It did take some cheek to whine about others' "spiteful, bad form", for someone who started a post with patronizing clichés like "if your panties have really become quite that bunched". Well, mine are fine, thank you. But what about your panties---oh, "panty", the singular: I almost forgot you are a HALF-ASSED intellectual.
Even when you quite unnecessarily "apologized" for your correction of my misspellings, you did not forget to expand a typo ("wiff") and a matter of pop trivia into a broader challenge of my "spelling ability". Incidentally, I can spell fine, and on the rare occasion when I split an indefinite, it stays split (we ARE in cliché mode, aren’t we?). And I have built some knowledge of Milton that is, I suppose, slightly beyond simple quotes and anecdotes.

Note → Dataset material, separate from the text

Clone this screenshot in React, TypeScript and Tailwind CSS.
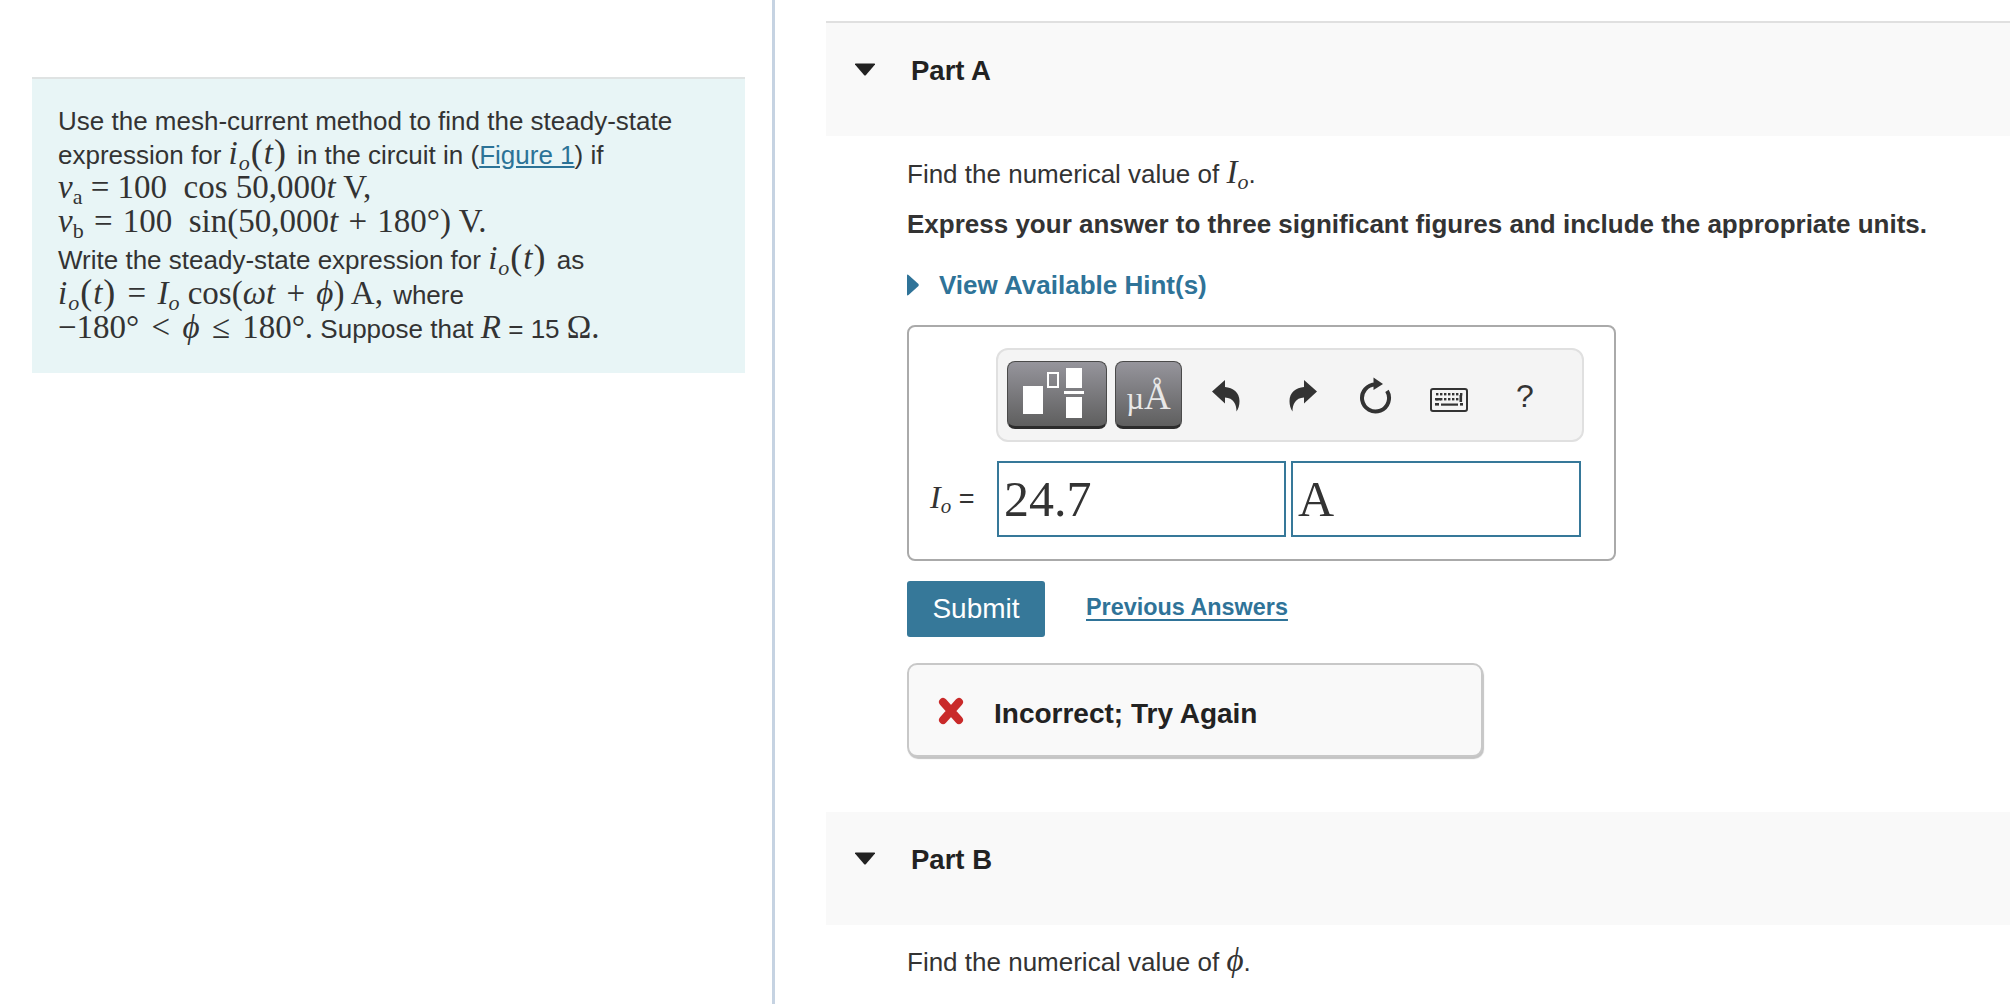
import React from "react";

const Mr = ({ children }: { children: React.ReactNode }) => (
  <span className="font-['Liberation_Serif',serif] text-[33px]">{children}</span>
);
const Op = ({ m, children }: { m: string; children: React.ReactNode }) => <span className={m}>{children}</span>;
const Io = () => (
  <span className="font-['Liberation_Serif',serif] text-[33px] tracking-[1px]">
    <i>i</i>
    <sub className="text-[22px] italic">o</sub>
    <span className="text-[36px]">(</span>
    <i>t</i>
    <span className="text-[36px]">)</span>
  </span>
);

const Tri = ({ color = "#222" }: { color?: string }) => (
  <svg width="22" height="13" viewBox="0 0 22 13" className="shrink-0">
    <path d="M1 1.5Q0.5 0.5 2 0.5H20Q21.5 0.5 21 1.5L12 12Q11 13 10 12Z" fill={color} />
  </svg>
);

const PartHeader = ({ title, h }: { title: string; h: string }) => (
  <div className={`flex items-start bg-[#f9f9f9] pl-[28px] ${h}`}>
    <div className="mt-[40px]">
      <Tri />
    </div>
    <div className="ml-[35px] mt-[31px] text-[27.5px] leading-[34px] font-bold text-[#222]">{title}</div>
  </div>
);

const Undo = ({ flip }: { flip?: boolean }) => (
  <svg width="28" height="32" viewBox="0 0 28 32" className={flip ? "-scale-x-100" : ""}>
    <path
      d="M0 11.5L13 0V7C21 7.5 27.5 12.5 27.5 21C27.5 25 26.5 28.5 24.5 31.5C24.5 24 21.5 18 13 17.5V23.5Z"
      fill="#333"
    />
  </svg>
);

const Reload = () => (
  <svg width="34" height="37" viewBox="0 0 34 37">
    <path d="M16.5 7.5A13.5 13.5 0 1 0 28 13.9" fill="none" stroke="#333" strokeWidth="4" />
    <path d="M14.5 0.5L24 7L14.5 13Z" fill="#333" />
  </svg>
);

const Keyboard = () => {
  const top = [6, 10, 14, 18, 22, 26, 30];
  return (
    <svg width="38" height="24" viewBox="0 0 38 24">
      <rect x="1" y="1" width="36" height="22" rx="2" fill="#f4f4f4" stroke="#333" strokeWidth="2" />
      {top.map((x) => (
        <rect key={x} x={x} y="5" width="2.4" height="2.4" fill="#333" />
      ))}
      {top.slice(0, 6).map((x) => (
        <rect key={x} x={x} y="10" width="2.4" height="2.4" fill="#333" />
      ))}
      <rect x="5" y="10" width="6" height="2.4" fill="#333" />
      <rect x="29.5" y="7" width="2.6" height="7" fill="#333" />
      <rect x="5" y="15" width="4" height="2.6" fill="#333" />
      <rect x="11" y="15.5" width="17" height="2.2" fill="#333" />
      <rect x="30" y="15" width="3" height="2.6" fill="#333" />
    </svg>
  );
};

const Cross = () => (
  <svg width="28" height="28" viewBox="0 0 28 28">
    <path d="M6 5L22 23M22 5L6 23" fill="none" stroke="#c92a2a" strokeWidth="8" strokeLinecap="round" />
  </svg>
);

const TemplateGlyph = () => (
  <svg width="62" height="52" viewBox="0 0 62 52" className="mr-[6px]">
    <rect x="0" y="18" width="20" height="28" fill="#fff" />
    <rect x="25" y="5" width="10" height="14" fill="none" stroke="#fff" strokeWidth="2" />
    <rect x="43" y="0" width="16" height="20" fill="#fff" />
    <rect x="41" y="23" width="20" height="3" fill="#fff" />
    <rect x="43" y="29" width="16" height="21" fill="#fff" />
  </svg>
);

const ToolBtn = ({ w, children }: { w: string; children: React.ReactNode }) => (
  <div
    className={`flex h-[68px] items-center justify-center rounded-[8px] border border-[#4a4a4a] border-b-[3px] border-b-[#2c2c2c] bg-gradient-to-b from-[#96959c] to-[#5f5f5f] ${w}`}
  >
    {children}
  </div>
);

export default function App() {
  return (
    <div className="flex h-[1004px] w-[2010px] overflow-hidden bg-white font-['Liberation_Sans',Arial,sans-serif] text-[26px] text-[#333]">
      {/* Left column */}
      <div className="h-full w-[775px] shrink-0 border-r-[3px] border-[#c6d3e2] pl-[32px] pt-[77px]">
        <div className="h-[296px] w-[713px] border-t-2 border-[#dfe3e3] bg-[#e8f5f6] pl-[26px] pt-[26px] text-[26px]">
          <div className="h-[31px] leading-[33px] whitespace-nowrap">
            Use the mesh-current method to find the steady-state
          </div>
          <div className="h-[34px] leading-[33px] whitespace-nowrap">
            expression for <Io /> <span className="ml-[3px]">in the circuit in (</span>
            <span className="text-[#2b7397] underline">Figure 1</span>) if
          </div>
          <div className="h-[33px] leading-[34px] whitespace-nowrap">
            <Mr>
              <i>v</i>
              <sub className="text-[22px]">a</sub> = 100 &nbsp;cos 50,000<i>t</i> V,
            </Mr>
          </div>
          <div className="h-[36px] leading-[36px] whitespace-nowrap">
            <Mr>
              <i>v</i>
              <sub className="text-[22px]">b</sub> <Op m="mx-[2px]">=</Op> 100 &nbsp;sin(50,000<i>t</i>{" "}
              <Op m="mx-[2px]">+</Op> 180°) V.
            </Mr>
          </div>
          <div className="h-[36px] leading-[36px] whitespace-nowrap">
            Write the steady-state expression for <Io /> <span className="ml-[3px]">as</span>
          </div>
          <div className="h-[35px] leading-[35px] whitespace-nowrap">
            <Io />
            <Mr>
              {" "}
              <Op m="mx-[3px]">=</Op> <i>I</i>
              <sub className="text-[22px] italic">o</sub> cos(<i>ωt</i> <Op m="mx-[3px]">+</Op> <i>ϕ</i>) A,
            </Mr>{" "}
            <span className="ml-[3px]">where</span>
          </div>
          <div className="h-[35px] leading-[35px] whitespace-nowrap">
            <Mr>
              −180° <Op m="mx-[4px]">&lt;</Op> <i>ϕ</i> <Op m="mx-[4px]">≤</Op> 180°.
            </Mr>{" "}
            Suppose that{" "}
            <Mr>
              <i>R</i>
            </Mr>{" "}
            = 15 <Mr>Ω.</Mr>
          </div>
        </div>
      </div>

      {/* Right column */}
      <div className="min-w-0 flex-1 pl-[51px] pt-[21px]">
        <div className="border-t-2 border-[#e0e0e0]">
          <PartHeader title="Part A" h="h-[113px]" />
        </div>
        <div className="pl-[81px]">
          <div className="mt-[19px] h-[34px] leading-[34px]">
            Find the numerical value of{" "}
            <span className="font-['Liberation_Serif',serif] text-[33px]">
              <i>I</i>
              <sub className="text-[22px] italic">o</sub>
            </span>
            .
          </div>
          <div className="mt-[18px] h-[34px] leading-[34px] font-bold">
            Express your answer to three significant figures and include the appropriate units.
          </div>
          <div className="mt-[27px] flex h-[34px] items-center">
            <svg width="12" height="22" viewBox="0 0 12 22" className="shrink-0">
              <path d="M0 1.5Q0 0 1.5 1L11.5 10Q12 11 11.5 12L1.5 21Q0 22 0 20.5Z" fill="#2f7398" />
            </svg>
            <span className="ml-[20px] font-bold text-[#2f7398]">View Available Hint(s)</span>
          </div>

          {/* Answer box */}
          <div className="mt-[23px] h-[236px] w-[709px] rounded-[8px] border-2 border-[#aaaaaa] pl-[87px] pt-[21px]">
            <div className="flex h-[94px] w-[588px] items-center rounded-[12px] border-2 border-[#e0e0e0] bg-[#f4f4f4] pl-[9px]">
              <ToolBtn w="w-[100px]">
                <TemplateGlyph />
              </ToolBtn>
              <div className="ml-[8px]">
                <ToolBtn w="w-[67px]">
                  <span className="mt-[6px] font-['Liberation_Serif',serif] text-[37px] leading-[37px] text-[#e8e8e8]">
                    <span className="text-[31px]">µ</span>Å
                  </span>
                </ToolBtn>
              </div>
              <div className="ml-[30px] mt-[1px]">
                <Undo />
              </div>
              <div className="ml-[49px] mt-[1px]">
                <Undo flip />
              </div>
              <div className="ml-[42px]">
                <Reload />
              </div>
              <div className="ml-[37px] mt-[10px]">
                <Keyboard />
              </div>
              <div className="ml-[48px] mt-[2px] text-[32px] leading-[40px] text-[#333]">?</div>
            </div>

            <div className="relative ml-[1px] mt-[19px] flex h-[76px] gap-[5px]">
              <div className="absolute left-[-67px] top-[21px] text-[27px] leading-[30px] whitespace-nowrap">
                <span className="font-['Liberation_Serif',serif] text-[32px]">
                  <i>I</i>
                  <sub className="text-[21px] italic">o</sub>
                </span>{" "}
                =
              </div>
              <div className="flex h-[76px] w-[289px] items-center border-2 border-[#367899] pl-[5px] font-['Liberation_Serif',serif] text-[50px] leading-[60px] text-[#333]">
                24.7
              </div>
              <div className="flex h-[76px] w-[290px] items-center border-2 border-[#367899] pl-[5px] font-['Liberation_Serif',serif] text-[50px] leading-[60px] text-[#333]">
                A
              </div>
            </div>
          </div>

          {/* Submit */}
          <div className="mt-[20px] flex h-[56px] items-center">
            <div className="flex h-[56px] w-[138px] items-center justify-center rounded-[3px] bg-[#367899] text-[28px] text-white">
              Submit
            </div>
            <span className="ml-[41px] -mt-[2px] text-[23.4px] font-bold text-[#2f7398] underline underline-offset-4">
              Previous Answers
            </span>
          </div>

          {/* Feedback */}
          <div className="mt-[26px] flex h-[94px] w-[576px] items-center rounded-[10px] border-2 border-[#c8c8c8] bg-[#f9f9f9] pl-[28px] shadow-[1px_2px_1px_#c4c4c4]">
            <div className="mt-[2px]">
              <Cross />
            </div>
            <span className="ml-[29px] mt-[8px] text-[28px] font-bold text-[#222]">Incorrect; Try Again</span>
          </div>
        </div>

        <div className="mt-[55px]">
          <PartHeader title="Part B" h="h-[113px]" />
        </div>
        <div className="pl-[81px]">
          <div className="mt-[18px] h-[34px] leading-[34px]">
            Find the numerical value of{" "}
            <span className="font-['Liberation_Serif',serif] text-[33px] italic">ϕ</span>.
          </div>
        </div>
      </div>
    </div>
  );
}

On the other hand, besides writing humorless, cliché-packed, pretentious posts, you seem to take vulgar delight in petty condescension. Imagine how you would put Conrad in his place; after all, he was a mere Pole. Do you really have no other accomplishment to be proud of? Wait: there is your T.S. Eliot proficiency, of course, which you never tired of telling us about through repeated (and tiresome) references, as in: "Our (native English speakers’) other superpowers include ...... the ability to critique, at least on the level of one of Eliot's 'second-order' minds, classic English poetry." What a privilege!
This, and other characteristically patronizing statements in your posts, betrays an intolerable provincial snobbery of a small-town English major. I got news for you: in the bigger world out there, non-native speakers have sometimes "usurped" the cultural authority to critique English poetry and poets. Yes, some of us pull ourselves up from the “third order”.
And don't flatter yourself, really: nowhere in my post have I ever suggested you are a "real English speaker". I hate to hurt you like this, but your vanity is becoming a public embarrassment. Your sad misreading provides further evidence of inadequate reading comprehension. That's not an insult, either: for you do read T.S. Eliot, don’t you?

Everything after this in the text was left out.